At times I wondered if the past would haunt him forever. It took a lot of prayer and patience to earn his trust and respect, but over time, in community, we saw him shift from building his future through power and intellect to humility and gratitude.

We probably fought every week for two years, and I can't tell you how many times I wanted to dismiss him just for irritating me. Yet today he is one of my greatest friends and there are few people I trust as much.

I don't know anyone who works so hard to serve others. No matter how many times he makes a mistake, he is always there seeking forgiveness and making things right. He and Missy are the kind of models I hope my children emulate. Now, six years later, Robbie is the lead pastor for one of our most promising church plants.

There are many like Robbie and Missy at Mosaic.
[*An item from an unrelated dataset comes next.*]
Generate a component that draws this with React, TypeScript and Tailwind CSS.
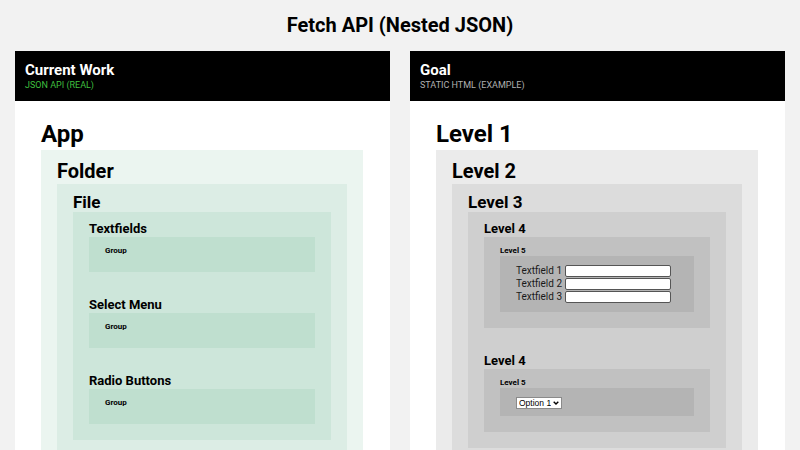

Our leadership is made up of broken people who have become whole disciples.

Including me.

Erwin R. McManus is pastor of Mosaic 716 S. Brady Los Angeles CA 90022 www.mosaic.org

At a Glance The Discipling Cycle

Whether a person starts from brokenness or not, the steps of a disciple follow a well-marked path.

  1. Gratitude. Everyone has to start out with the elemental Christian trait—thankfulness. It's not a natural tendency, but the ability to receive grace begins with the ability to be grateful for undeserved gifts, even amid painful circumstances.
  2. Humility. When a person gratefully receives what he hasn't earned, it's humbling and leads to acts of service.
  3. Wholeness, which can be defined as "giving to others more than you take." And wholeness demonstrated over time is …
  4. Integrity. And when a person has demonstrated integrity, they're ready for …
  5. Leadership. In fact, they are probably already taking responsibility for guiding others. Now they're ready for that leadership to be recognized.